Is the shield missing from this piece or was it offered like this (there are more of this type at Canakkale Fortress, without shield). http://www.network54.com/Forum/330333/message/1274811924/Krupp+75mm+1906
There are a fair number of the 75mm Krupp guns in Australia - captured in 1918 in Palestine. All of them have the original shield. I've attached an image of a 75mm Krupp gun captured by the 11th Light Horse at Semakh - it has the shield attached. (I've got an image of a gun park of captured 75mms after Semakh - somewhere - all of them have the shields attached).
This gun is part of the 1905 purchase of 462 guns from Krupp - for this gun the serial no. is #110 and the build date 1323 or 1905 (Islamic date), 1907 (Rumi date). The later, and smaller, batches of Krupp guns seem to have retained the Krupp Roman alphabet markings.

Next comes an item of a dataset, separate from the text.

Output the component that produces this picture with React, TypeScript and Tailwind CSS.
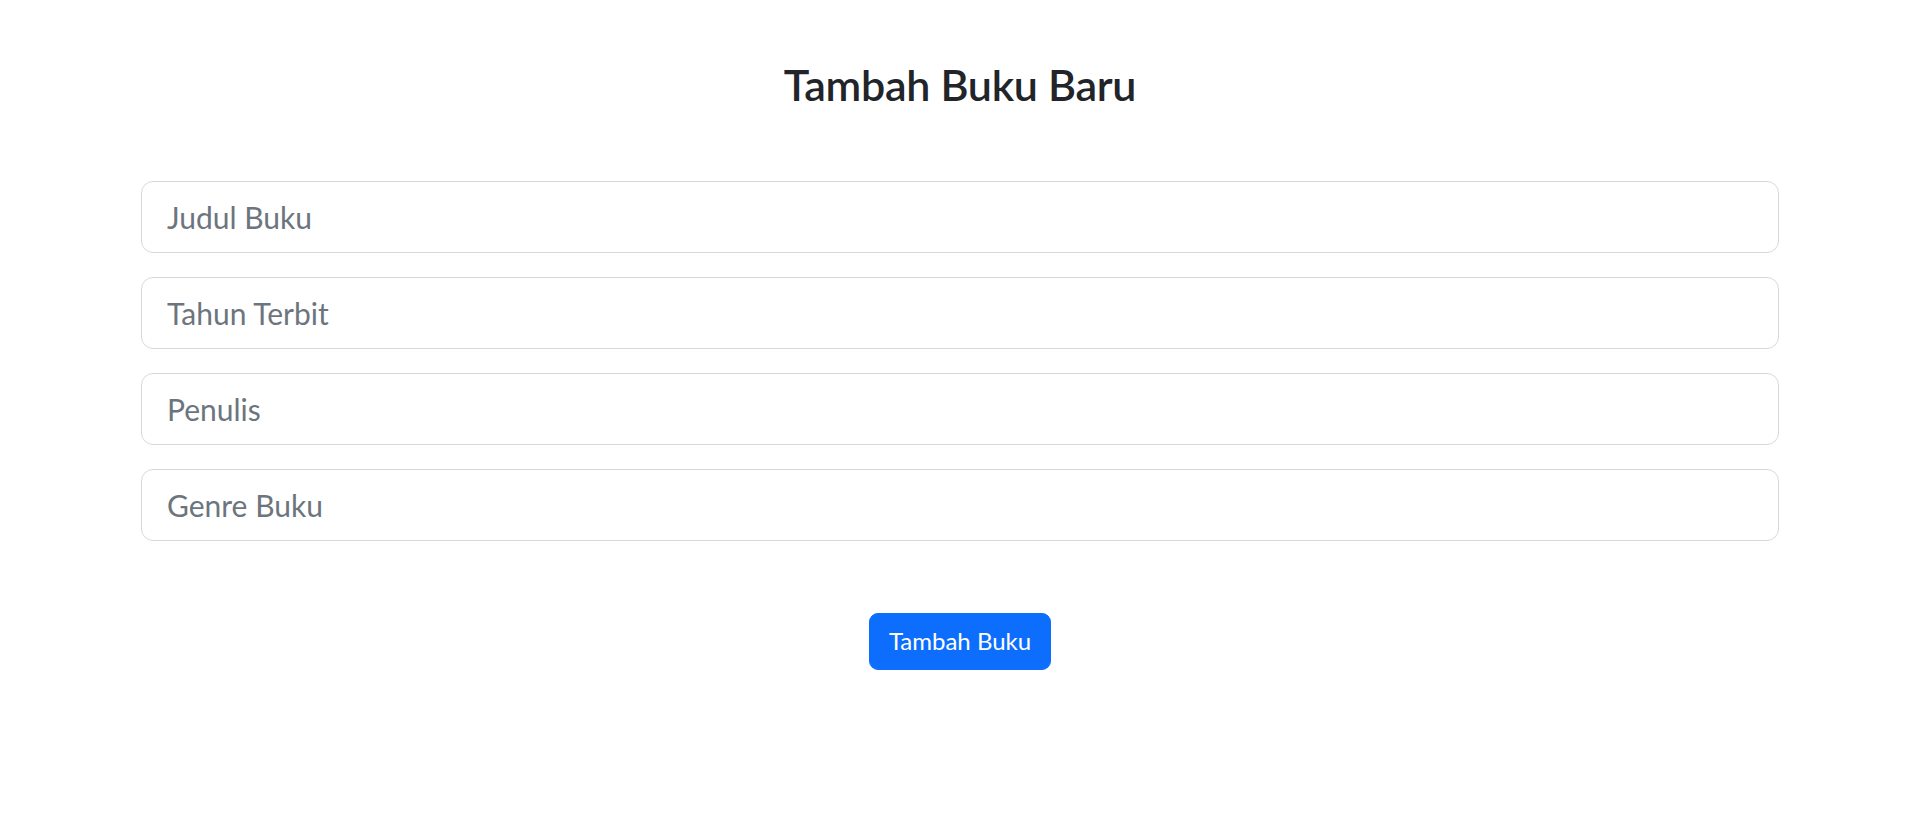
import React from "react";

export default function App() {
  const fields = ["Judul Buku", "Tahun Terbit", "Penulis", "Genre Buku"];
  return (
    <div className="min-h-[823px] bg-white font-['Lato',sans-serif] text-[#212529]">
      <div className="w-[1638px] mx-auto pt-[56px]">
        <h2 className="text-center text-[43px] font-semibold tracking-[-0.3px] leading-[57.6px] mb-[67px]">
          Tambah Buku Baru
        </h2>
        <form className="flex flex-col gap-[24px]" onSubmit={(e) => e.preventDefault()}>
          {fields.map((f) => (
            <input
              key={f}
              type="text"
              placeholder={f}
              className="h-[72px] w-full border border-[#d5d9de] rounded-[12px] px-[25px] text-[30px] text-[#212529] placeholder:text-[#6c757d] outline-none bg-white"
            />
          ))}
          <div className="flex justify-center mt-[48px]">
            <button
              type="submit"
              className="h-[57px] w-[182px] rounded-[9px] bg-[#0d6efd] text-white text-[24px] leading-[36px] border border-[#0d6efd]"
            >
              Tambah Buku
            </button>
          </div>
        </form>
      </div>
    </div>
  );
}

I can't see the 75mm Krupp gun would be a very effective mountain gun - it can't be broken down into components easily. Removing the shield wouldn't reduce the weight of the gun very much - it's made of 4mm plate.
Regards,
Charlie
-- Edited by CharlieC on Tuesday 25th of May 2010 11:32:41 PM
The Krupp 77mm & 75mm were the lightest field guns in their class by some margin (several hundred kilos) so would have done much better than most. A plate approx 2m by 1.5m even at 4mm thick is still hefty. The weights with shield are about 1,000kg's. All up weight on the 2.75" mountaingun british (with shield) is about 700kg's.

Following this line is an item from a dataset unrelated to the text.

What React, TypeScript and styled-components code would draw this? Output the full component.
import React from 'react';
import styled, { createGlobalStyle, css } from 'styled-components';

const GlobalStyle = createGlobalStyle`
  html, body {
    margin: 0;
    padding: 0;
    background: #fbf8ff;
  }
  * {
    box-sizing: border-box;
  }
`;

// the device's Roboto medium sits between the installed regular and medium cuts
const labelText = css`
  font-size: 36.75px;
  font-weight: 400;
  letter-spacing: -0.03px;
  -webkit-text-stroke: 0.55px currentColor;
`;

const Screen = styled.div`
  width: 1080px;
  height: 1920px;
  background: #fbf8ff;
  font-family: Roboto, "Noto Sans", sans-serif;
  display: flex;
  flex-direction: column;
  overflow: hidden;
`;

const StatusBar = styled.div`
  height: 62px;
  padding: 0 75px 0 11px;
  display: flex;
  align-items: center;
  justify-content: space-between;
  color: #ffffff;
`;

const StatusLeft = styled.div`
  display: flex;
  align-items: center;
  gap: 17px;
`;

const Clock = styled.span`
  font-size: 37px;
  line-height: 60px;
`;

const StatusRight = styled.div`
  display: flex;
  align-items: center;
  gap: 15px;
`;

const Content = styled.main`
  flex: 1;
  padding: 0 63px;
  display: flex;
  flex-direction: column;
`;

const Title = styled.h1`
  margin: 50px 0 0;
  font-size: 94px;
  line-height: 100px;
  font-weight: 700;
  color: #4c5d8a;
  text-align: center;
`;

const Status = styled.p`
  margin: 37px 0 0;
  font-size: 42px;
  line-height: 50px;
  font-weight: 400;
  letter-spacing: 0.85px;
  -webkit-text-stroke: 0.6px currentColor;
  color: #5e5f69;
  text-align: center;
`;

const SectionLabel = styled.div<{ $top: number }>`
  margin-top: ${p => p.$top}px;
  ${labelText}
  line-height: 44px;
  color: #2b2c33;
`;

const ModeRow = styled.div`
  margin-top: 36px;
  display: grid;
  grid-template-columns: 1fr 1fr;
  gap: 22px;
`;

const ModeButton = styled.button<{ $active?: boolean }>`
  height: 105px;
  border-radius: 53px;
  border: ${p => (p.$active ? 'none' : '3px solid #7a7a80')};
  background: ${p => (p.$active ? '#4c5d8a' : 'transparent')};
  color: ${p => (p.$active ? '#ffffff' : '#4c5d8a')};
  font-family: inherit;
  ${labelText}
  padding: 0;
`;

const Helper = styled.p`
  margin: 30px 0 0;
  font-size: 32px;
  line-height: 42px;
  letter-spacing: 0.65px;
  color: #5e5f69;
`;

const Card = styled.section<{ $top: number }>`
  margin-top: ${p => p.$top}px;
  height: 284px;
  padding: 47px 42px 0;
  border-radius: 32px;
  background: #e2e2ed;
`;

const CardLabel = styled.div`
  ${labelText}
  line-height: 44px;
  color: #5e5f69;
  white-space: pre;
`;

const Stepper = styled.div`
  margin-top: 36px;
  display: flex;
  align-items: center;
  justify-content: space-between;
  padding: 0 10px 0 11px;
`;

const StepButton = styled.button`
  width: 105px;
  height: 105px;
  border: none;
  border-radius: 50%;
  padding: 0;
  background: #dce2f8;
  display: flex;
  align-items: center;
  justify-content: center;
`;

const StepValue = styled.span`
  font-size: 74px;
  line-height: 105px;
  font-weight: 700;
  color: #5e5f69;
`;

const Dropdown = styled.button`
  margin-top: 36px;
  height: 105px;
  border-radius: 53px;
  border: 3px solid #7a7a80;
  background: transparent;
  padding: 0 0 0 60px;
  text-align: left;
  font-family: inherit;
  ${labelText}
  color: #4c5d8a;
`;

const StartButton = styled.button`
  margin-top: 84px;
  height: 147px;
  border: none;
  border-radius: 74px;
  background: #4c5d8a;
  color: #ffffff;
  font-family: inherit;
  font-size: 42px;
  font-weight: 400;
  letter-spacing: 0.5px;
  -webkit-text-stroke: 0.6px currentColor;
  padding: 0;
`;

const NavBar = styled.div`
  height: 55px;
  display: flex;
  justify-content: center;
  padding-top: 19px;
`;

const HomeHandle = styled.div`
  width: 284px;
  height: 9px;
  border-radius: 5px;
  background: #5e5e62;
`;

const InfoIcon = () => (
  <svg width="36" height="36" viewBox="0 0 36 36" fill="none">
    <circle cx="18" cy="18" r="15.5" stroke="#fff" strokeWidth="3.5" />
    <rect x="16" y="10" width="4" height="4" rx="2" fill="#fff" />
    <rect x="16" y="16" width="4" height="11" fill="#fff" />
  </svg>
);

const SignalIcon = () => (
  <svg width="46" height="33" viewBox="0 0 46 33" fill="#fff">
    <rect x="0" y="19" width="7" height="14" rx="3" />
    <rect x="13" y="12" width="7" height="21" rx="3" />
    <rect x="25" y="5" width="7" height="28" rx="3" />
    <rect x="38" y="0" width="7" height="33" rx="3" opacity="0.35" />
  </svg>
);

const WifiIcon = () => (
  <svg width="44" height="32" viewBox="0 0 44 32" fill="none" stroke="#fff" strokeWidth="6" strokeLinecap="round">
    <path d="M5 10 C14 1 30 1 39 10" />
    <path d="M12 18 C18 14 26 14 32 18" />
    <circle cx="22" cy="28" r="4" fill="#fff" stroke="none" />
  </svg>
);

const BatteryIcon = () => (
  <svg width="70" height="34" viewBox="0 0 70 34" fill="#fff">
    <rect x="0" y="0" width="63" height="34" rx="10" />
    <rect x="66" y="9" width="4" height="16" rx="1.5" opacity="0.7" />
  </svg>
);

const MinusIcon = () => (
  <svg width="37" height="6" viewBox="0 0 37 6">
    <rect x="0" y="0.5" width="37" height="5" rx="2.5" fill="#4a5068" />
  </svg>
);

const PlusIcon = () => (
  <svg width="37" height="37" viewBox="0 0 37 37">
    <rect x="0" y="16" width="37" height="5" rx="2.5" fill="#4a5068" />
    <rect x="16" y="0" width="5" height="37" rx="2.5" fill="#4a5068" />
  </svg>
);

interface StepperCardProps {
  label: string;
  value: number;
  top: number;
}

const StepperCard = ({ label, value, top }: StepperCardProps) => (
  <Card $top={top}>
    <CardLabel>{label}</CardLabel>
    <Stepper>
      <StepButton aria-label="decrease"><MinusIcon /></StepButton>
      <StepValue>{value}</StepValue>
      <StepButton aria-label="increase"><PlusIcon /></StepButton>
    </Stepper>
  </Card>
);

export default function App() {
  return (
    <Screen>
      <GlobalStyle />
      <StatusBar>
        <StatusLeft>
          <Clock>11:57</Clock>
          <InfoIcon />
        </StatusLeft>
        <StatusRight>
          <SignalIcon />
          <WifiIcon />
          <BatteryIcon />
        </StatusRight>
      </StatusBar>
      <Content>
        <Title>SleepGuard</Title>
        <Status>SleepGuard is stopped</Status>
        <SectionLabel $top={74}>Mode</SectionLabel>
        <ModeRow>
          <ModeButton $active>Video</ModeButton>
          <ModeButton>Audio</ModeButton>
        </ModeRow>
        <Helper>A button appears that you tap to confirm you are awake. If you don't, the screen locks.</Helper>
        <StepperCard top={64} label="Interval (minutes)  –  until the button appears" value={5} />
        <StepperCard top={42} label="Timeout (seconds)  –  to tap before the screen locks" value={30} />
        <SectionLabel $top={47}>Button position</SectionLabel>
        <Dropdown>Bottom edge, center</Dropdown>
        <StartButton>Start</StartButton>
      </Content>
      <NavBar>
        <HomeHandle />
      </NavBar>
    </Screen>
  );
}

Having manhandled a "modern" Italian 105mm pack howitzer over a 10km (admitidly mostly tarmac) course involving some shape rises in full kit including full pack for a "fun run" ( our BSM was a right @#$%^&! ), it would work. The only issues were down hill & if we got halted on a sharp slope or vetical height of about 30cm or more. We were also part timers & city boys - not Ottoman hill pesant farmers!
Don't get me wrong a "proper" mountain gun would be preferable not just lighter. Most proper mountain guns are really howitzers so much more suitable for sharp terrian.